**Instruction:** Look through the records that follow. Copy every line containing the word "screenshot".

++++ Data rows ++++

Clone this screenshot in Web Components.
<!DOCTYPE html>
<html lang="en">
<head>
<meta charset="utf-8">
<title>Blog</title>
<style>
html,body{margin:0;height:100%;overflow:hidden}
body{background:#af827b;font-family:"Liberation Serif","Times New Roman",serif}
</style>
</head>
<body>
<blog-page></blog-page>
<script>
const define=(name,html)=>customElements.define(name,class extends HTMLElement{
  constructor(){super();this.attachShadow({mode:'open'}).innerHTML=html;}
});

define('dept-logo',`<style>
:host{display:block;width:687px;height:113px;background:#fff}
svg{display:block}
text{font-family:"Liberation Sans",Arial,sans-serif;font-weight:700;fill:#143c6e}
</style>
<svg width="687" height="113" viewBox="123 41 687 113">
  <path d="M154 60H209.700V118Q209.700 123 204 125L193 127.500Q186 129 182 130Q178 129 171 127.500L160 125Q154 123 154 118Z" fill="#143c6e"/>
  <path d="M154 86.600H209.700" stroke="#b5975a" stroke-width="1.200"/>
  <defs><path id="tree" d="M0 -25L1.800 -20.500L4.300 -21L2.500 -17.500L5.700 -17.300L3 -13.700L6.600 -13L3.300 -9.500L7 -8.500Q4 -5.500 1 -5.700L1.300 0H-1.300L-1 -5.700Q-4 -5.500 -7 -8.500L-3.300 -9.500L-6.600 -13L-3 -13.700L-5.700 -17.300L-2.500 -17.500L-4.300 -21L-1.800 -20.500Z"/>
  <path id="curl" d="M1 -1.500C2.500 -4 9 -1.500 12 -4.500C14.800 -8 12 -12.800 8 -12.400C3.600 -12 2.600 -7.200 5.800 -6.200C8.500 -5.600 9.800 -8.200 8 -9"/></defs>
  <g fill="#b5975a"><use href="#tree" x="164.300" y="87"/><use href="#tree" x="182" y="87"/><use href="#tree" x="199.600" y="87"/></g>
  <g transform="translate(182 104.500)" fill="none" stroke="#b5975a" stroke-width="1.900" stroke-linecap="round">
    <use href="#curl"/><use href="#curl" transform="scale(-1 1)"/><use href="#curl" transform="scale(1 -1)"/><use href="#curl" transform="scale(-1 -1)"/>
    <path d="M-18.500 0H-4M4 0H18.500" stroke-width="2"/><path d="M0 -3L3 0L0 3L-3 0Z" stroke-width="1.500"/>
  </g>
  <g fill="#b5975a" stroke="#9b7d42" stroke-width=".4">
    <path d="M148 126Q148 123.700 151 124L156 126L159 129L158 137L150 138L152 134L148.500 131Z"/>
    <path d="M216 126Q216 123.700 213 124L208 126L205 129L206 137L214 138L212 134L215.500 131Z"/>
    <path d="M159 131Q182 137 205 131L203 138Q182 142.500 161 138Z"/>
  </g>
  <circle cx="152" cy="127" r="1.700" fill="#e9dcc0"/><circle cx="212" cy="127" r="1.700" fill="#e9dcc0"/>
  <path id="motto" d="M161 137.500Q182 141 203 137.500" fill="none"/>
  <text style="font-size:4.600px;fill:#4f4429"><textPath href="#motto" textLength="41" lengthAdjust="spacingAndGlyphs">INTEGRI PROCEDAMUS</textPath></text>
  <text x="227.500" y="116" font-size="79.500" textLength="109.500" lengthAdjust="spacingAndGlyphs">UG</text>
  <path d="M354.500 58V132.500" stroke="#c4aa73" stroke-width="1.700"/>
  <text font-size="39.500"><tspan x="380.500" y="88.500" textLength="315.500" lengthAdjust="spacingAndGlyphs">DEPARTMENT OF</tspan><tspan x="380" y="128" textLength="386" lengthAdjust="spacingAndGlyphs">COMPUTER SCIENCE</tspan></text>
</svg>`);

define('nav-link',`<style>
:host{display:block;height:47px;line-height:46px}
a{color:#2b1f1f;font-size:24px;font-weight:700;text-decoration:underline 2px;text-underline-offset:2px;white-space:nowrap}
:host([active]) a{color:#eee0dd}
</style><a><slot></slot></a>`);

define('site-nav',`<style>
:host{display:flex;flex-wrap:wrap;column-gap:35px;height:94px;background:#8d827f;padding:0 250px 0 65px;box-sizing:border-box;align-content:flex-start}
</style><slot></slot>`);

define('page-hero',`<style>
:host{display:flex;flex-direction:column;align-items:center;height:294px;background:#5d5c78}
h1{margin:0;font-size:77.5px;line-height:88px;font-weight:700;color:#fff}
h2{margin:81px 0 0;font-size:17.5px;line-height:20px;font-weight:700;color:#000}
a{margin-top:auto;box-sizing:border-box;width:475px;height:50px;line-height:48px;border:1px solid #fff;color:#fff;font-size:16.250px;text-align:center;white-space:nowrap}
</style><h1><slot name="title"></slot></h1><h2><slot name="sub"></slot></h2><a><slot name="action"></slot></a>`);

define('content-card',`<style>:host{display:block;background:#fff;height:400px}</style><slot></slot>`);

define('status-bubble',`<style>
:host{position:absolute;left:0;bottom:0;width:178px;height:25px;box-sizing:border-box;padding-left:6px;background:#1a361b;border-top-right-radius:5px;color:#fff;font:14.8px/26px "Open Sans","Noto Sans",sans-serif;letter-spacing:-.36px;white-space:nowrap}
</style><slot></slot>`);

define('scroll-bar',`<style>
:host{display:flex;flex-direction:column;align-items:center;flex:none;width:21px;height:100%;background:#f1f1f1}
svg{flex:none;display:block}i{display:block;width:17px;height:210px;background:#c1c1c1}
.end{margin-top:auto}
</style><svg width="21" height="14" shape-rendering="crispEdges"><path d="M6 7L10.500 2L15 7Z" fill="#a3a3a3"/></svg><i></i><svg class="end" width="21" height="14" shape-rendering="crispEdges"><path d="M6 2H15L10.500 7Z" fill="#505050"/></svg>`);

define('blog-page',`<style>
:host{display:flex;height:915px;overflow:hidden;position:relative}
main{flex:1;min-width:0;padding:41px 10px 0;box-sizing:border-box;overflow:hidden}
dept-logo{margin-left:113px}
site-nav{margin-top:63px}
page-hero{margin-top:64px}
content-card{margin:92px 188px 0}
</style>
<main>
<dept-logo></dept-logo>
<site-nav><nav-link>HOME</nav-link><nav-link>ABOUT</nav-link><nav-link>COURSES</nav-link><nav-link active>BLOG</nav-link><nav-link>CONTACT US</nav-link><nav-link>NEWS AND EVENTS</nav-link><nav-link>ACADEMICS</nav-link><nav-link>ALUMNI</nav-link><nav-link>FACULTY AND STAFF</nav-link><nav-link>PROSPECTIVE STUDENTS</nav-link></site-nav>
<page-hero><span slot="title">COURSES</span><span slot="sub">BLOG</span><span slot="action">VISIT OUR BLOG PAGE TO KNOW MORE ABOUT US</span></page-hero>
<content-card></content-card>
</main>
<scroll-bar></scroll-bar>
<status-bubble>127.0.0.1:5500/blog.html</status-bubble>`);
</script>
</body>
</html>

++++
++++ Data rows ++++

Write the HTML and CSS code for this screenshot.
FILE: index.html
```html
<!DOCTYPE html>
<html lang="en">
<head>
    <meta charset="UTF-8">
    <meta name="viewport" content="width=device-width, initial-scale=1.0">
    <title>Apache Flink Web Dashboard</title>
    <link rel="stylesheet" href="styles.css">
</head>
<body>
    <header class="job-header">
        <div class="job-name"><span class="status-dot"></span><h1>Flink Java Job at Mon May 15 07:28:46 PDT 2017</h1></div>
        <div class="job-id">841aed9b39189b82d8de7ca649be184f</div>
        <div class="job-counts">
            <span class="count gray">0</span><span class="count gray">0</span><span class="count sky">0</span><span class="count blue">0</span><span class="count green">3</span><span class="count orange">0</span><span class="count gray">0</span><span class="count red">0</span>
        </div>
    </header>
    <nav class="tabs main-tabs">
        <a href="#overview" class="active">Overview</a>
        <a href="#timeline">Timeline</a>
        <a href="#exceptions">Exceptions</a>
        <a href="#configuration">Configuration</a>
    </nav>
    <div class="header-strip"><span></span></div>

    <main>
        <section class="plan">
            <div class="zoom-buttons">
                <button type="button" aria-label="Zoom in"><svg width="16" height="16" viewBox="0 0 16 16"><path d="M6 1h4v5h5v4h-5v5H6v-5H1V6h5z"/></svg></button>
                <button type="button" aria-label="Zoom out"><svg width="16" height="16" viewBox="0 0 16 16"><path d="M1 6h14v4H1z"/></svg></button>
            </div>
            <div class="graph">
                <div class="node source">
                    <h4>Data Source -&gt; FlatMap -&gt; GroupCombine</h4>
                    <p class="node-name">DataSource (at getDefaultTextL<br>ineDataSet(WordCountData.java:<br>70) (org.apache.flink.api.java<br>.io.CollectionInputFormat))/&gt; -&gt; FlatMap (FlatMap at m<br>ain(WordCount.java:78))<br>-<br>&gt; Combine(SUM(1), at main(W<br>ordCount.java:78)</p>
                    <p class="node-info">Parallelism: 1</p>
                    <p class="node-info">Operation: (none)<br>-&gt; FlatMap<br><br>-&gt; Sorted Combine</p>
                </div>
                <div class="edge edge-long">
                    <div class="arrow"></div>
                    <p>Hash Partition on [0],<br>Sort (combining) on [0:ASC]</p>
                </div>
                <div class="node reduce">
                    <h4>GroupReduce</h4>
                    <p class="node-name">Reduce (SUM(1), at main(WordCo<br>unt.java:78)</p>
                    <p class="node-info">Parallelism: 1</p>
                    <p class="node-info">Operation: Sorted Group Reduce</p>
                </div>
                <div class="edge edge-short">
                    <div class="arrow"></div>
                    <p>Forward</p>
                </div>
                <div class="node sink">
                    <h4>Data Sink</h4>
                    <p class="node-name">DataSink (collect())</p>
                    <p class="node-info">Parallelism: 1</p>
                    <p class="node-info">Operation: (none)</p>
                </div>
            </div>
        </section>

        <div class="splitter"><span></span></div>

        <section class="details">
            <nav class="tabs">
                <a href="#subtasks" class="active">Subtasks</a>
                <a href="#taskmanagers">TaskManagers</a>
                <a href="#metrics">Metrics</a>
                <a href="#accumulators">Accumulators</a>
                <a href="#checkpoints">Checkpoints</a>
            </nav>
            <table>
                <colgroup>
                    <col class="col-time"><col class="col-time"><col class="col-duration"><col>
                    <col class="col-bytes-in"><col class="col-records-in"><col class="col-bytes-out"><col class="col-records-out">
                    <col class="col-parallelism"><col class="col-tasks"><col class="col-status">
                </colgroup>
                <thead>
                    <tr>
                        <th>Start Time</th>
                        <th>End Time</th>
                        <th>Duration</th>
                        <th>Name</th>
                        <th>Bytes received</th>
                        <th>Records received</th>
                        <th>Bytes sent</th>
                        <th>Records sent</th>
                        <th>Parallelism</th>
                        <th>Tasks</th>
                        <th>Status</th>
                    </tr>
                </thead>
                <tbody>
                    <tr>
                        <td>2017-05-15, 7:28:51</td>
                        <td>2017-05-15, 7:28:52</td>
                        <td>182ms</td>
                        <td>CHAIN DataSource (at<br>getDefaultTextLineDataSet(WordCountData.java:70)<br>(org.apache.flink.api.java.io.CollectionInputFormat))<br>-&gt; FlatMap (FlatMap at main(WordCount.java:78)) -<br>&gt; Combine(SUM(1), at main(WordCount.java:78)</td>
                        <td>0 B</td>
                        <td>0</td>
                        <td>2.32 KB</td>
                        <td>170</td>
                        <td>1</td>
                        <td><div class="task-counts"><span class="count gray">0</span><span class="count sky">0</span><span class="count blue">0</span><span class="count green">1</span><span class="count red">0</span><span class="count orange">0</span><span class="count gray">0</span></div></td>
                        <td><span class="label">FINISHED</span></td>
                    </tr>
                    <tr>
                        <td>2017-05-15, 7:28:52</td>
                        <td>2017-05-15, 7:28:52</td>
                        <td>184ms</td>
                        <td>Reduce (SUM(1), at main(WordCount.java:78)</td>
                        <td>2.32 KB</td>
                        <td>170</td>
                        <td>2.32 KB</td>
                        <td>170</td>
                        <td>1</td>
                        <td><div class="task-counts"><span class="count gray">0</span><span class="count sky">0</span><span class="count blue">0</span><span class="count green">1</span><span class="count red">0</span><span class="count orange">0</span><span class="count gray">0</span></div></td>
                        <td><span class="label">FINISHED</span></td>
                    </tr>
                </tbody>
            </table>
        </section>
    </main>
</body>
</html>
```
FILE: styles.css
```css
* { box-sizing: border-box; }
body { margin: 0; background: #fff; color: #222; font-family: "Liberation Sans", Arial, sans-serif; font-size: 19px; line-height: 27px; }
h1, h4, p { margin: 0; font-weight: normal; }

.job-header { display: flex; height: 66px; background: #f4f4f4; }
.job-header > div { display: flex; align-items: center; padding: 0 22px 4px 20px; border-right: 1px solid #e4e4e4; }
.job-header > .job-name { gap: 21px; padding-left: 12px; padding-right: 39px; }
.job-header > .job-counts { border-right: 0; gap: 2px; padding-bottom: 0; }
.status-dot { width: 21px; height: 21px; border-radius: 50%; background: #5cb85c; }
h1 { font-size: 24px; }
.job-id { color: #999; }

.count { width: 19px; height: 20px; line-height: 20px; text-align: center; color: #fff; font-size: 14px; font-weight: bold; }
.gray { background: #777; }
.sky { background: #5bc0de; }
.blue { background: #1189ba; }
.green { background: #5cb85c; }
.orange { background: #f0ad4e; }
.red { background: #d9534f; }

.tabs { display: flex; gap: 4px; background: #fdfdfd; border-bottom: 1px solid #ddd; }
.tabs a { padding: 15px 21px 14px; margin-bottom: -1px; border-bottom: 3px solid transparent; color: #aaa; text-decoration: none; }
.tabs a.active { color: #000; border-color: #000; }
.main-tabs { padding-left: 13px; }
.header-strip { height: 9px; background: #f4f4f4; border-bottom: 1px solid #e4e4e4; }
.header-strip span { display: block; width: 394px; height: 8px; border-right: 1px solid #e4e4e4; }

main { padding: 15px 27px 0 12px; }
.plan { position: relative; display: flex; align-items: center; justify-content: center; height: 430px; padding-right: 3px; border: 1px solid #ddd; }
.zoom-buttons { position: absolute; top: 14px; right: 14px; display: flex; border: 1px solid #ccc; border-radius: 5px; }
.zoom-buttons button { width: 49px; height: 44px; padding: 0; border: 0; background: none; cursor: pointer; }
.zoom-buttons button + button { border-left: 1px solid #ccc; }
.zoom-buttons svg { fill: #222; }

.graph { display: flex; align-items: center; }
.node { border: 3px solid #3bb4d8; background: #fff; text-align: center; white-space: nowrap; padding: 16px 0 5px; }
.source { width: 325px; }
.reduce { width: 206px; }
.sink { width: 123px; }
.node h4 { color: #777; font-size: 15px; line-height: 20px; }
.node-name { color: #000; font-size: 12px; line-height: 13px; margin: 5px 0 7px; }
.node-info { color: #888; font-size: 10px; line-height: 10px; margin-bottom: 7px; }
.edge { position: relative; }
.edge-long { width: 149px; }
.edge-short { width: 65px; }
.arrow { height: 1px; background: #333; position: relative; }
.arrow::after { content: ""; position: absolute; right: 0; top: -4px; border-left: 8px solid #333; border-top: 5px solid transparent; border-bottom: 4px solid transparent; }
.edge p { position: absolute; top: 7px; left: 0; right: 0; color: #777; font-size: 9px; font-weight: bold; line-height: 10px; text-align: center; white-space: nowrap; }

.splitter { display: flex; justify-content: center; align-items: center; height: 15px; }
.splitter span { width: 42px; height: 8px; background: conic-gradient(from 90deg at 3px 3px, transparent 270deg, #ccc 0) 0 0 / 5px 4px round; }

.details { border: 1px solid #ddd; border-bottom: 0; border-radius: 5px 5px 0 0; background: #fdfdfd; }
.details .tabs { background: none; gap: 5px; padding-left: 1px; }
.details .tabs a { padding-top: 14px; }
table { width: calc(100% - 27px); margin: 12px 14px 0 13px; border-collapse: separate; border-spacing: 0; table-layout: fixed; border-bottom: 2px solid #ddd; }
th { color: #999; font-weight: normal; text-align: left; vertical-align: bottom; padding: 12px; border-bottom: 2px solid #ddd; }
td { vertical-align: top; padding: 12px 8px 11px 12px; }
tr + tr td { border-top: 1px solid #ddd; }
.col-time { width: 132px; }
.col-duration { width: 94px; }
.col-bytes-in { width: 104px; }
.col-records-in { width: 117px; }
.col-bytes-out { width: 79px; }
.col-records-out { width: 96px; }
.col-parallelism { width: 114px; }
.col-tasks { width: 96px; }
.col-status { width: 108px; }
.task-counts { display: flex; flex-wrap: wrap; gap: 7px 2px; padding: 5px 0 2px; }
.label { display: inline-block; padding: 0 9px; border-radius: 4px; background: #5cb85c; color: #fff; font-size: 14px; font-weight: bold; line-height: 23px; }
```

++++

**Solution for this task:**
Clone this screenshot in Web Components.
Write the HTML and CSS code for this screenshot.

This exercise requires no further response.